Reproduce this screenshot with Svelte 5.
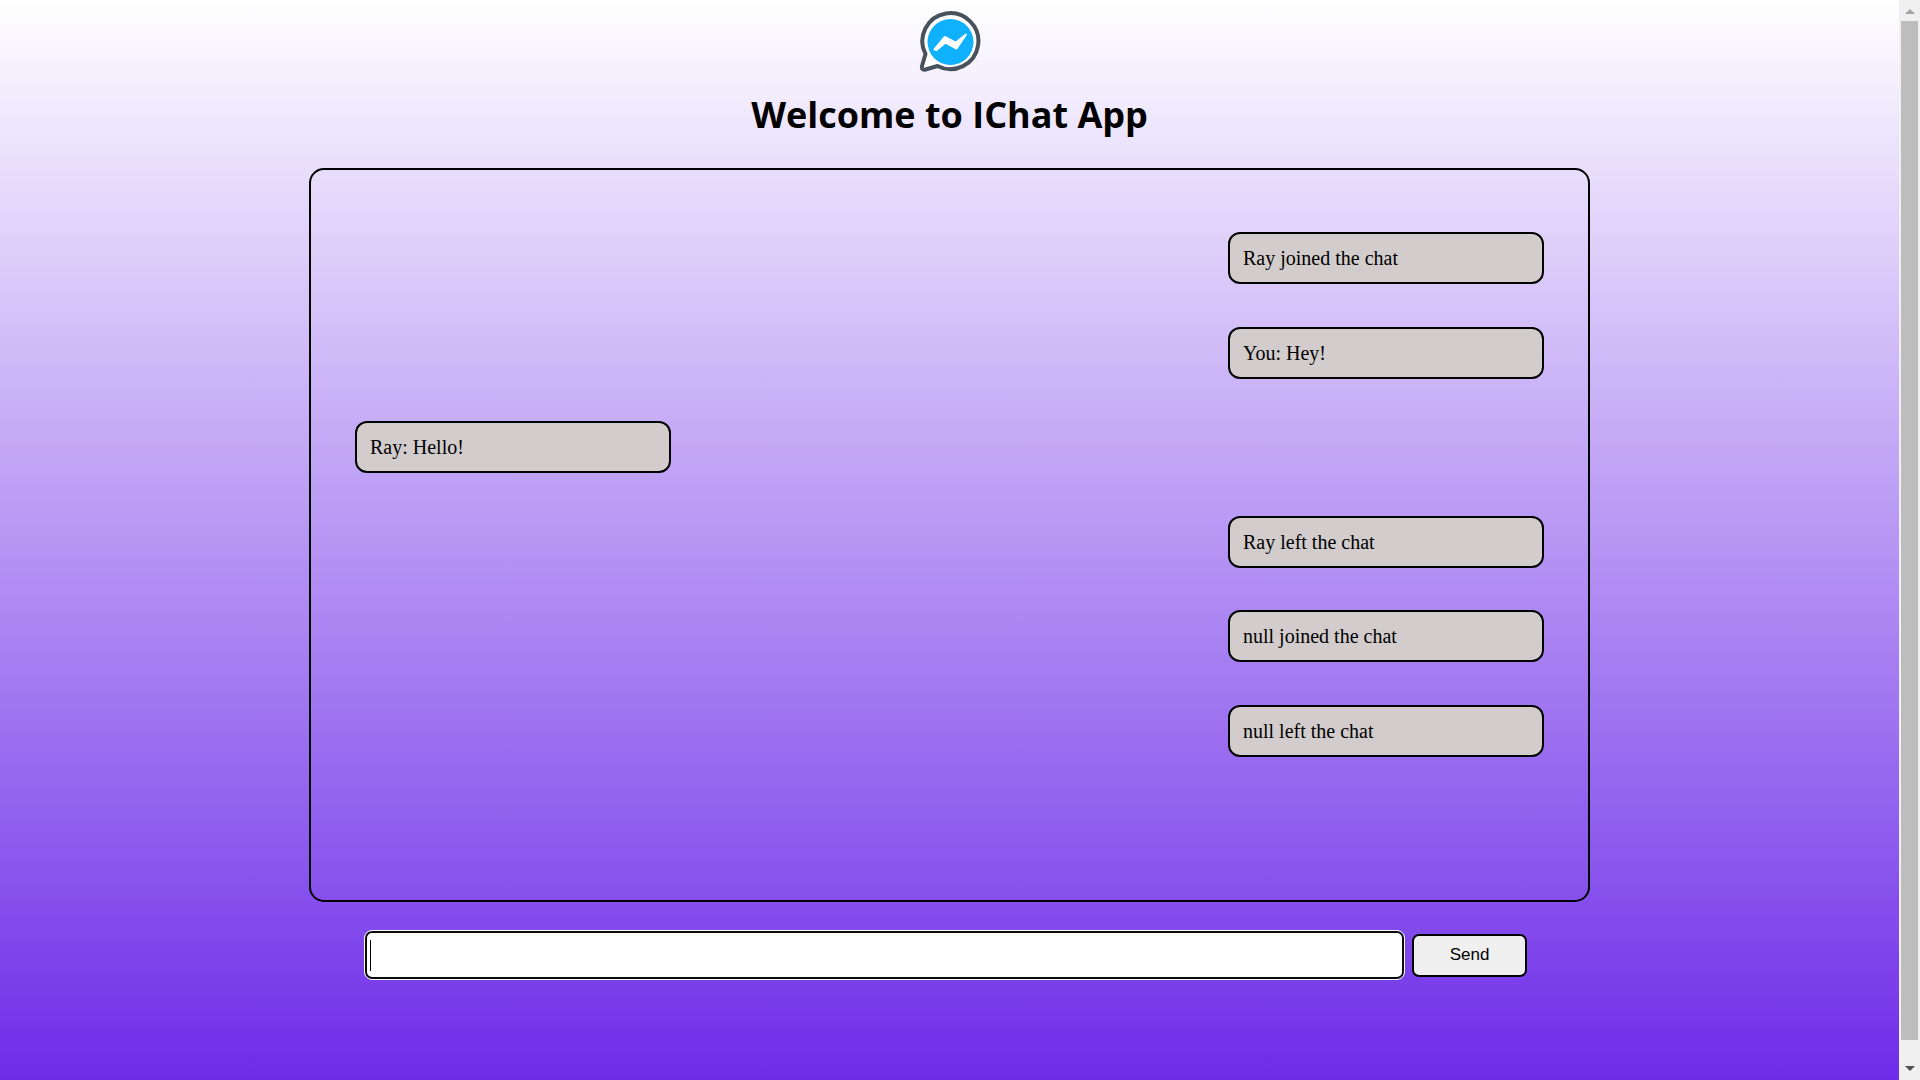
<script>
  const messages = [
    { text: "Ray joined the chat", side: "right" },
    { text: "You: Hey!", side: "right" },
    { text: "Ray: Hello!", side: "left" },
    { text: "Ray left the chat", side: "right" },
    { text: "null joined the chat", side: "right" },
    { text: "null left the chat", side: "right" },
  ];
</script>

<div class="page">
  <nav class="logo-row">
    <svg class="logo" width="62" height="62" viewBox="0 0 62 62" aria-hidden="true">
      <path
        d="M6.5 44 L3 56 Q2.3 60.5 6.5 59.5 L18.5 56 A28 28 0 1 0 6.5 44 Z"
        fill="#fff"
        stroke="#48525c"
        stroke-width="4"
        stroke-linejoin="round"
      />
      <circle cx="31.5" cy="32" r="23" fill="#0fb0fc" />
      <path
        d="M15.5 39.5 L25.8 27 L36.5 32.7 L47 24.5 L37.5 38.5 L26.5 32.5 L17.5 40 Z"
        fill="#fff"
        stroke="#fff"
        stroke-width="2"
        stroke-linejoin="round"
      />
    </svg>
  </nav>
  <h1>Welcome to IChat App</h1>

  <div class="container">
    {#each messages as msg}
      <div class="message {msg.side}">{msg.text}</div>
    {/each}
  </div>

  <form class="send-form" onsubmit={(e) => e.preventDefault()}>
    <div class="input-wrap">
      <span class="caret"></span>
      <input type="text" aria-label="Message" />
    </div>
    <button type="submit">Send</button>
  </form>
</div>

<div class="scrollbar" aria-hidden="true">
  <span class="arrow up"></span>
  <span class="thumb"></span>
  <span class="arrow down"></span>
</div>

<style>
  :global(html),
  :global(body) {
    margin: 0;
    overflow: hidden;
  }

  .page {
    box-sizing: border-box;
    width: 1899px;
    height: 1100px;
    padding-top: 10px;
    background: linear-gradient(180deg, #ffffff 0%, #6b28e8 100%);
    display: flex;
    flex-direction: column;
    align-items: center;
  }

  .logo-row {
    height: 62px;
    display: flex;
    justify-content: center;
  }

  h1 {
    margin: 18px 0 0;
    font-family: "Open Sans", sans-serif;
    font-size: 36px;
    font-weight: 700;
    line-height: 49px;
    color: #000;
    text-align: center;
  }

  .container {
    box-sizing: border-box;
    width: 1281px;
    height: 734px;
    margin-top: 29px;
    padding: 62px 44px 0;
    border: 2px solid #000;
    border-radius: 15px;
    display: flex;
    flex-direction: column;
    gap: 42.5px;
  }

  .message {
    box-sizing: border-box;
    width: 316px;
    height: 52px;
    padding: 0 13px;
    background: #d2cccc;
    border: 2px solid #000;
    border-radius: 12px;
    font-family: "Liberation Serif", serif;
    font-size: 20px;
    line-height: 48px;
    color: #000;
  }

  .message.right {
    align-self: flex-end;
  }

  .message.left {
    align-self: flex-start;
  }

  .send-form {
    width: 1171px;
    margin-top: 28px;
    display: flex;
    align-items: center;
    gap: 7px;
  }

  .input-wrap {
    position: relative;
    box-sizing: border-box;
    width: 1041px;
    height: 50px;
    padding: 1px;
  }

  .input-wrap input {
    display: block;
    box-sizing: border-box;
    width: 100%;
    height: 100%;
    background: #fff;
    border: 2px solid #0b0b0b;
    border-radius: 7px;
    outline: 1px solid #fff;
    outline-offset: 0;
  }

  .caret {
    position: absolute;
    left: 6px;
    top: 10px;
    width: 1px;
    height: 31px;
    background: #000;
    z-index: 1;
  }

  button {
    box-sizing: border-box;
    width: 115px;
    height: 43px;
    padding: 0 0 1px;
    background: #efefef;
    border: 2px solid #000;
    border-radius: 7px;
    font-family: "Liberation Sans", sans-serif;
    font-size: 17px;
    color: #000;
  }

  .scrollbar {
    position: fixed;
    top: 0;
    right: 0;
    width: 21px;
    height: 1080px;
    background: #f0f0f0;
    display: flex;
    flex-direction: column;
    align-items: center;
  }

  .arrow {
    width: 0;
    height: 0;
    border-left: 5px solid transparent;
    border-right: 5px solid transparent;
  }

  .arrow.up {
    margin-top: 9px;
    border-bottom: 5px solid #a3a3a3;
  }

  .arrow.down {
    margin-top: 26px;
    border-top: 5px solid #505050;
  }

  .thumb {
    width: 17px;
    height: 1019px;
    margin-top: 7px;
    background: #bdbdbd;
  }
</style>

........

## WRITTEN PROBLEM:
The material above holds pictures; copy everything else in it exactly.

## WRITTEN SOLUTION:
Reproduce this screenshot with Svelte 5.
<script>
  const messages = [
    { text: "Ray joined the chat", side: "right" },
    { text: "You: Hey!", side: "right" },
    { text: "Ray: Hello!", side: "left" },
    { text: "Ray left the chat", side: "right" },
    { text: "null joined the chat", side: "right" },
    { text: "null left the chat", side: "right" },
  ];
</script>

<div class="page">
  <nav class="logo-row">
    <svg class="logo" width="62" height="62" viewBox="0 0 62 62" aria-hidden="true">
      <path
        d="M6.5 44 L3 56 Q2.3 60.5 6.5 59.5 L18.5 56 A28 28 0 1 0 6.5 44 Z"
        fill="#fff"
        stroke="#48525c"
        stroke-width="4"
        stroke-linejoin="round"
      />
      <circle cx="31.5" cy="32" r="23" fill="#0fb0fc" />
      <path
        d="M15.5 39.5 L25.8 27 L36.5 32.7 L47 24.5 L37.5 38.5 L26.5 32.5 L17.5 40 Z"
        fill="#fff"
        stroke="#fff"
        stroke-width="2"
        stroke-linejoin="round"
      />
    </svg>
  </nav>
  <h1>Welcome to IChat App</h1>

  <div class="container">
    {#each messages as msg}
      <div class="message {msg.side}">{msg.text}</div>
    {/each}
  </div>

  <form class="send-form" onsubmit={(e) => e.preventDefault()}>
    <div class="input-wrap">
      <span class="caret"></span>
      <input type="text" aria-label="Message" />
    </div>
    <button type="submit">Send</button>
  </form>
</div>

<div class="scrollbar" aria-hidden="true">
  <span class="arrow up"></span>
  <span class="thumb"></span>
  <span class="arrow down"></span>
</div>

<style>
  :global(html),
  :global(body) {
    margin: 0;
    overflow: hidden;
  }

  .page {
    box-sizing: border-box;
    width: 1899px;
    height: 1100px;
    padding-top: 10px;
    background: linear-gradient(180deg, #ffffff 0%, #6b28e8 100%);
    display: flex;
    flex-direction: column;
    align-items: center;
  }

  .logo-row {
    height: 62px;
    display: flex;
    justify-content: center;
  }

  h1 {
    margin: 18px 0 0;
    font-family: "Open Sans", sans-serif;
    font-size: 36px;
    font-weight: 700;
    line-height: 49px;
    color: #000;
    text-align: center;
  }

  .container {
    box-sizing: border-box;
    width: 1281px;
    height: 734px;
    margin-top: 29px;
    padding: 62px 44px 0;
    border: 2px solid #000;
    border-radius: 15px;
    display: flex;
    flex-direction: column;
    gap: 42.5px;
  }

  .message {
    box-sizing: border-box;
    width: 316px;
    height: 52px;
    padding: 0 13px;
    background: #d2cccc;
    border: 2px solid #000;
    border-radius: 12px;
    font-family: "Liberation Serif", serif;
    font-size: 20px;
    line-height: 48px;
    color: #000;
  }

  .message.right {
    align-self: flex-end;
  }

  .message.left {
    align-self: flex-start;
  }

  .send-form {
    width: 1171px;
    margin-top: 28px;
    display: flex;
    align-items: center;
    gap: 7px;
  }

  .input-wrap {
    position: relative;
    box-sizing: border-box;
    width: 1041px;
    height: 50px;
    padding: 1px;
  }

  .input-wrap input {
    display: block;
    box-sizing: border-box;
    width: 100%;
    height: 100%;
    background: #fff;
    border: 2px solid #0b0b0b;
    border-radius: 7px;
    outline: 1px solid #fff;
    outline-offset: 0;
  }

  .caret {
    position: absolute;
    left: 6px;
    top: 10px;
    width: 1px;
    height: 31px;
    background: #000;
    z-index: 1;
  }

  button {
    box-sizing: border-box;
    width: 115px;
    height: 43px;
    padding: 0 0 1px;
    background: #efefef;
    border: 2px solid #000;
    border-radius: 7px;
    font-family: "Liberation Sans", sans-serif;
    font-size: 17px;
    color: #000;
  }

  .scrollbar {
    position: fixed;
    top: 0;
    right: 0;
    width: 21px;
    height: 1080px;
    background: #f0f0f0;
    display: flex;
    flex-direction: column;
    align-items: center;
  }

  .arrow {
    width: 0;
    height: 0;
    border-left: 5px solid transparent;
    border-right: 5px solid transparent;
  }

  .arrow.up {
    margin-top: 9px;
    border-bottom: 5px solid #a3a3a3;
  }

  .arrow.down {
    margin-top: 26px;
    border-top: 5px solid #505050;
  }

  .thumb {
    width: 17px;
    height: 1019px;
    margin-top: 7px;
    background: #bdbdbd;
  }
</style>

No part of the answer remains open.